Front-end source files
_ _ _ _ _ _ _

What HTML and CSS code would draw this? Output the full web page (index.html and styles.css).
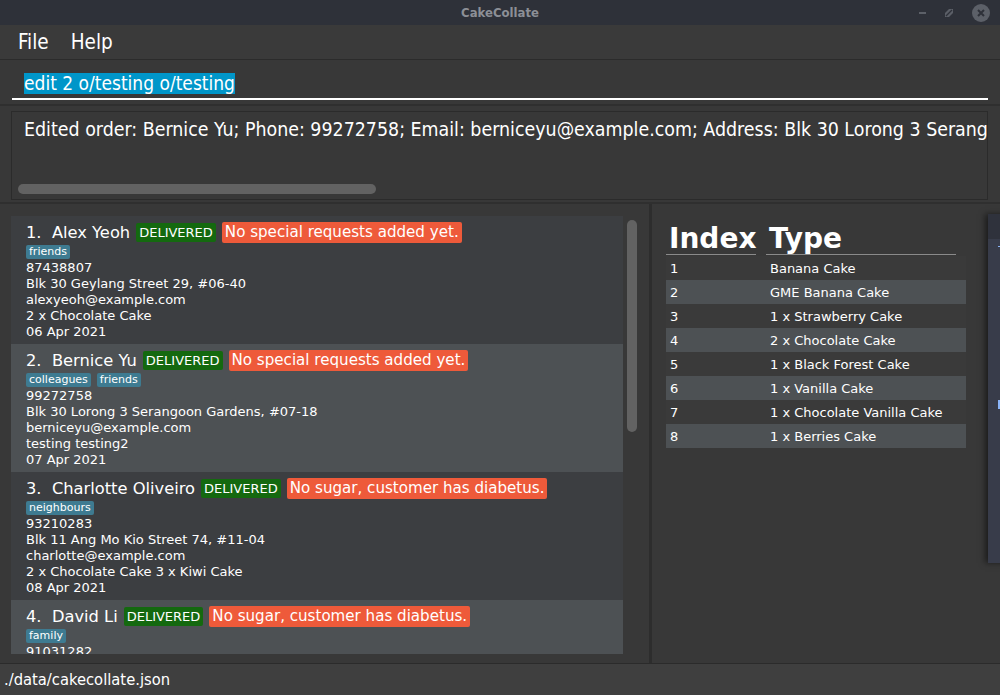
FILE: index.html
```html
<!DOCTYPE html>
<html>
<head>
<meta charset="utf-8">
<link rel="stylesheet" href="styles.css">
</head>
<body>
<div class="app">
  <div class="titlebar">
    <span class="title">CakeCollate</span>
    <div class="wctrl">
      <span class="wmin"></span>
      <svg class="wmax" width="10" height="10" viewBox="0 0 10 10"><path d="M1 5 L5 1 L9 1 L9 5 L5 9 L1 9 Z" fill="#5b5f67"/><path d="M2 8 L8 2" stroke="#2e3139" stroke-width="1.2"/></svg>
      <svg class="wclose" width="18" height="18" viewBox="0 0 18 18"><circle cx="9" cy="9" r="9" fill="#5c6068"/><path d="M6 6 L12 12 M12 6 L6 12" stroke="#2e3139" stroke-width="2"/></svg>
    </div>
  </div>
  <div class="menubar">
    <span class="menu">File</span>
    <span class="menu">Help</span>
  </div>
  <div class="command">
    <div class="field"><span class="sel">edit 2 o/testing o/testing</span></div>
  </div>
  <div class="result-wrap">
    <div class="result">
      <div class="result-text">Edited order: Bernice Yu; Phone: 99272758; Email: berniceyu@example.com; Address: Blk 30 Lorong 3 Serangoon Gardens, #07-18</div>
      <div class="hscroll"></div>
    </div>
  </div>
  <div class="main">
    <div class="left">
      <div class="list">
        <div class="card dark">
          <div class="head"><span class="name">1.&nbsp; Alex Yeoh</span><span class="deliv">DELIVERED</span><span class="req">No special requests added yet.</span></div>
          <div class="tags"><span class="tag">friends</span></div>
          <div class="line">87438807</div>
          <div class="line">Blk 30 Geylang Street 29, #06-40</div>
          <div class="line">alexyeoh@example.com</div>
          <div class="line">2 x Chocolate Cake</div>
          <div class="line">06 Apr 2021</div>
        </div>
        <div class="card light">
          <div class="head"><span class="name">2.&nbsp; Bernice Yu</span><span class="deliv">DELIVERED</span><span class="req">No special requests added yet.</span></div>
          <div class="tags"><span class="tag">colleagues</span><span class="tag">friends</span></div>
          <div class="line">99272758</div>
          <div class="line">Blk 30 Lorong 3 Serangoon Gardens, #07-18</div>
          <div class="line">berniceyu@example.com</div>
          <div class="line">testing testing2</div>
          <div class="line">07 Apr 2021</div>
        </div>
        <div class="card dark">
          <div class="head"><span class="name">3.&nbsp; Charlotte Oliveiro</span><span class="deliv">DELIVERED</span><span class="req">No sugar, customer has diabetus.</span></div>
          <div class="tags"><span class="tag">neighbours</span></div>
          <div class="line">93210283</div>
          <div class="line">Blk 11 Ang Mo Kio Street 74, #11-04</div>
          <div class="line">charlotte@example.com</div>
          <div class="line">2 x Chocolate Cake 3 x Kiwi Cake</div>
          <div class="line">08 Apr 2021</div>
        </div>
        <div class="card light last">
          <div class="head"><span class="name">4.&nbsp; David Li</span><span class="deliv">DELIVERED</span><span class="req">No sugar, customer has diabetus.</span></div>
          <div class="tags"><span class="tag">family</span></div>
          <div class="line">91031282</div>
        </div>
      </div>
      <div class="vscroll-track"><div class="vscroll"></div></div>
    </div>
    <div class="divider"></div>
    <div class="right">
      <table class="types">
        <thead><tr><th class="c1">Index</th><th class="gap"></th><th class="c2">Type</th><th class="gap2"></th></tr></thead>
        <tbody>
          <tr class="r-dark"><td class="ix">1</td><td class="g"></td><td colspan="2">Banana Cake</td></tr>
          <tr class="r-light"><td class="ix">2</td><td class="g"></td><td colspan="2">GME Banana Cake</td></tr>
          <tr class="r-dark"><td class="ix">3</td><td class="g"></td><td colspan="2">1 x Strawberry Cake</td></tr>
          <tr class="r-light"><td class="ix">4</td><td class="g"></td><td colspan="2">2 x Chocolate Cake</td></tr>
          <tr class="r-dark"><td class="ix">5</td><td class="g"></td><td colspan="2">1 x Black Forest Cake</td></tr>
          <tr class="r-light"><td class="ix">6</td><td class="g"></td><td colspan="2">1 x Vanilla Cake</td></tr>
          <tr class="r-dark"><td class="ix">7</td><td class="g"></td><td colspan="2">1 x Chocolate Vanilla Cake</td></tr>
          <tr class="r-light"><td class="ix">8</td><td class="g"></td><td colspan="2">1 x Berries Cake</td></tr>
        </tbody>
      </table>
    </div>
  </div>
  <div class="status">./data/cakecollate.json</div>
  <div class="otherwin">
    <div class="ow-title"></div>
    <div class="ow-body"><span class="ow-mark1"></span><span class="ow-mark2"></span></div>
  </div>
</div>
</body>
</html>
```

FILE: styles.css
```css
* { box-sizing: border-box; }
html, body { margin: 0; padding: 0; background: #383838; }
.app {
  position: relative;
  width: 1000px;
  height: 695px;
  overflow: hidden;
  display: flex;
  flex-direction: column;
  font-family: "DejaVu Sans", sans-serif;
  color: #ffffff;
  background: #383838;
}
.titlebar {
  height: 25px;
  flex: none;
  background: #2e3139;
  display: flex;
  align-items: center;
  justify-content: center;
  position: relative;
}
.title {
  font-family: "DejaVu Sans Condensed", "DejaVu Sans", sans-serif;
  font-weight: bold;
  font-size: 13px;
  color: #8c8f96;
}
.wctrl {
  position: absolute;
  right: 10px;
  top: 4px;
  display: flex;
  align-items: center;
  gap: 18px;
}
.wmin { width: 7px; height: 2px; background: #5c6068; display: block; }
.wmax { display: block; }
.wclose { display: block; }
.menubar {
  height: 35px;
  flex: none;
  background: #3a3a3a;
  border-bottom: 1px solid #2b2b2b;
  display: flex;
  align-items: center;
  padding-left: 18px;
  gap: 22px;
  font-family: "DejaVu Sans Condensed", "DejaVu Sans", sans-serif;
  font-size: 20.5px;
}
.command {
  height: 46px;
  flex: none;
  background: #383838;
  padding: 12px 12px 0 12px;
  border-bottom: 2px solid #2f2f2f;
}
.field {
  border-bottom: 2px solid #ffffff;
  height: 28px;
  padding-left: 12px;
  font-family: "DejaVu Sans Condensed", "DejaVu Sans", sans-serif;
  font-size: 19px;
}
.sel {
  background: #0096c9;
  color: #ffffff;
  line-height: 21px;
  display: inline-block;
}
.result-wrap {
  height: 98px;
  flex: none;
  padding: 5px 12px 0 11px;
  border-bottom: 2px solid #2f2f2f;
}
.result {
  height: 89px;
  border: 1px solid #2b2b2b;
  overflow: hidden;
  position: relative;
  padding: 6px 0 0 12px;
}
.result-text {
  white-space: nowrap;
  font-family: "DejaVu Sans Condensed", "DejaVu Sans", sans-serif;
  font-size: 19.4px;
  color: #ffffff;
}
.hscroll {
  position: absolute;
  left: 6px;
  top: 72px;
  width: 358px;
  height: 10px;
  border-radius: 5px;
  background: #626262;
}
.main {
  flex: 1;
  display: flex;
  min-height: 0;
}
.left {
  width: 649px;
  flex: none;
  display: flex;
  padding: 12px 0 8px 11px;
  gap: 4px;
}
.list {
  width: 612px;
  overflow: hidden;
  display: flex;
  flex-direction: column;
}
.card {
  flex: none;
  height: 128px;
  padding: 5px 0 0 15px;
}
.card.last { height: 54px; overflow: hidden; }
.card.dark { background: #3c3e41; }
.card.light { background: #4d5154; }
.head {
  display: flex;
  align-items: center;
  height: 22px;
  padding-top: 1px;
}
.name {
  font-size: 16.3px;
  color: #ffffff;
  white-space: pre;
  margin-right: 6px;
}
.deliv {
  background: #14690f;
  color: #ffffff;
  font-size: 13px;
  padding: 1px 3px;
  border-radius: 2px;
  margin-right: 6px;
  line-height: 17px;
}
.req {
  background: #ee5a3a;
  color: #ffffff;
  font-size: 15.1px;
  padding: 1px 3px;
  border-radius: 2px;
  line-height: 19px;
}
.tags {
  display: flex;
  gap: 6px;
  height: 17px;
  align-items: center;
}
.tag {
  background: #3e7b91;
  color: #ffffff;
  font-size: 11px;
  padding: 0 3px;
  border-radius: 2px;
  line-height: 14px;
}
.line {
  font-size: 13px;
  line-height: 16px;
  color: #ffffff;
}
.vscroll-track {
  width: 10px;
  flex: none;
}
.vscroll {
  margin-top: 4px;
  height: 212px;
  width: 10px;
  border-radius: 5px;
  background: #626262;
}
.divider {
  width: 3px;
  flex: none;
  background: #2d2d2d;
}
.right {
  flex: 1;
  padding: 20px 0 0 14px;
}
.types {
  border-collapse: separate;
  border-spacing: 0;
  width: 300px;
  table-layout: fixed;
}
.types th {
  font-size: 28px;
  font-weight: bold;
  text-align: left;
  color: #ffffff;
  padding: 0 0 0 3px;
  line-height: 30px;
  border-bottom: 1px solid #8a8a8a;
}
.types th.c1 { width: 90px; }
.types th.gap { width: 10px; border-bottom: none; padding: 0; }
.types th.c2 { width: 190px; }
.types th.gap2 { width: 10px; border-bottom: none; padding: 0; }
.types td {
  font-size: 13px;
  height: 24px;
  padding: 0 0 0 4px;
  color: #ffffff;
  white-space: nowrap;
}
.types td.g { padding: 0; }
.types tbody tr:first-child td { border-top: 1px solid #383838; height: 25px; }
.r-dark { background: #3a3a3a; }
.r-light { background: #4d5154; }
.otherwin {
  position: absolute;
  left: 988px;
  top: 214px;
  width: 40px;
  height: 349px;
  background: #383c4a;
  box-shadow: -3px 0 6px rgba(0,0,0,0.5);
}
.ow-title { height: 25px; background: #2f323c; }
.ow-mark1 { position: absolute; left: 10px; top: 32px; width: 4px; height: 1px; background: #8ab4f8; }
.ow-mark2 { position: absolute; left: 10px; top: 186px; width: 2px; height: 9px; background: #8ab4f8; }
.status {
  height: 32px;
  flex: none;
  background: #3f3f3f;
  border-top: 1px solid #2b2b2b;
  padding-left: 4px;
  display: flex;
  align-items: center;
  font-family: "DejaVu Sans Condensed", "DejaVu Sans", sans-serif;
  font-size: 16.4px;
  color: #ffffff;
}
```
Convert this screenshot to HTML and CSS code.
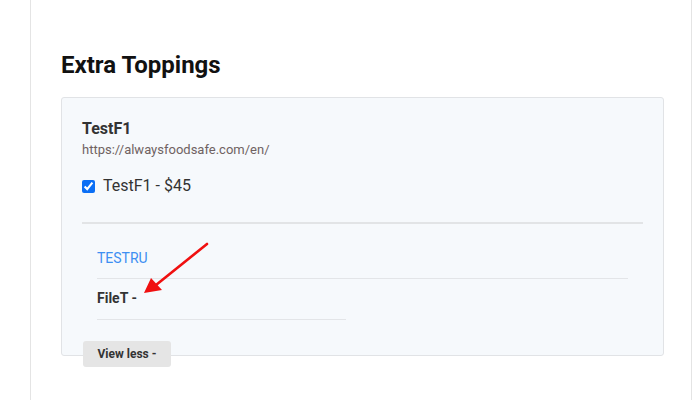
FILE: index.html
```html
<!DOCTYPE html>
<html>
<head>
<meta charset="utf-8">
<link rel="stylesheet" href="styles.css">
</head>
<body>
<div class="page">
  <h2 class="section-title">Extra Toppings</h2>
  <div class="card">
    <div class="item-name">TestF1</div>
    <div class="item-url">https://alwaysfoodsafe.com/en/</div>
    <label class="option"><input type="checkbox" checked> <span>TestF1 - $45</span></label>
    <hr class="divider">
    <div class="details">
      <div class="link-row">TESTRU</div>
      <div class="file-row">FileT -</div>
    </div>
    <button class="toggle">View less -</button>
  </div>
  <svg class="annotation" width="80" height="60" viewBox="0 0 80 60">
    <line x1="63" y1="3" x2="12" y2="44" stroke="#f01010" stroke-width="2.6" stroke-linecap="round"/>
    <polygon points="0,52 7,37 18,49" fill="#f01010"/>
  </svg>
</div>
</body>
</html>
```
FILE: styles.css
```css
html, body {
  margin: 0;
  padding: 0;
  background: #ffffff;
}
body {
  font-family: Roboto, "Liberation Sans", Arial, sans-serif;
  color: #333333;
}
.page {
  position: relative;
  margin-left: 30px;
  width: 662px;
  height: 400px;
  border-left: 1px solid #e4e4e4;
  border-right: 1px solid #e4e4e4;
  padding: 50px 0 0 30px;
  box-sizing: border-box;
}
.section-title {
  margin: 0 0 17px 0;
  font-size: 24px;
  line-height: 30px;
  font-weight: 700;
  color: #111111;
}
.card {
  position: relative;
  width: 603px;
  height: 259px;
  box-sizing: border-box;
  background: #f6f9fc;
  border: 1px solid #e1e3e6;
  border-radius: 3px;
  padding: 20px 20px 0 20px;
}
.item-name {
  font-size: 16px;
  font-weight: 700;
  line-height: 22px;
  color: #333333;
}
.item-url {
  font-size: 13px;
  line-height: 20px;
  color: #6f6262;
}
.option {
  display: flex;
  align-items: center;
  gap: 8px;
  margin-top: 15px;
  font-size: 16px;
  line-height: 22px;
  color: #333333;
}
.option input {
  margin: 0;
  width: 13px;
  height: 13px;
  accent-color: #0b6ff5;
}
.divider {
  margin: 25px 0 0 0;
  border: 0;
  height: 2px;
  background: #e2e4e6;
}
.details {
  padding: 0 15px;
  width: 531px;
}
.link-row {
  font-size: 14px;
  line-height: 20px;
  color: #3d8ff2;
  padding: 24px 0 10px 0;
  border-bottom: 1px solid #e3e5e8;
}
.file-row {
  font-size: 14px;
  font-weight: 700;
  line-height: 20px;
  color: #333333;
  padding: 9px 0 11px 0;
  width: 249px;
  border-bottom: 1px solid #e3e5e8;
}
.toggle {
  position: absolute;
  left: 21px;
  bottom: -12px;
  width: 88px;
  height: 26px;
  border: 0;
  border-radius: 3px;
  background: #e5e5e5;
  font-family: Roboto, "Liberation Sans", Arial, sans-serif;
  font-size: 12px;
  font-weight: 700;
  color: #333333;
  padding: 0;
}
.annotation {
  position: absolute;
  left: 113px;
  top: 241px;
  overflow: visible;
}
```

_ _ _ _ _ _ _

▶ TASK GOAL: Copy every single line of the material above that holds "this".

▶ TASK ANSWER:
What HTML and CSS code would draw this? Output the full web page (index.html and styles.css).
Convert this screenshot to HTML and CSS code.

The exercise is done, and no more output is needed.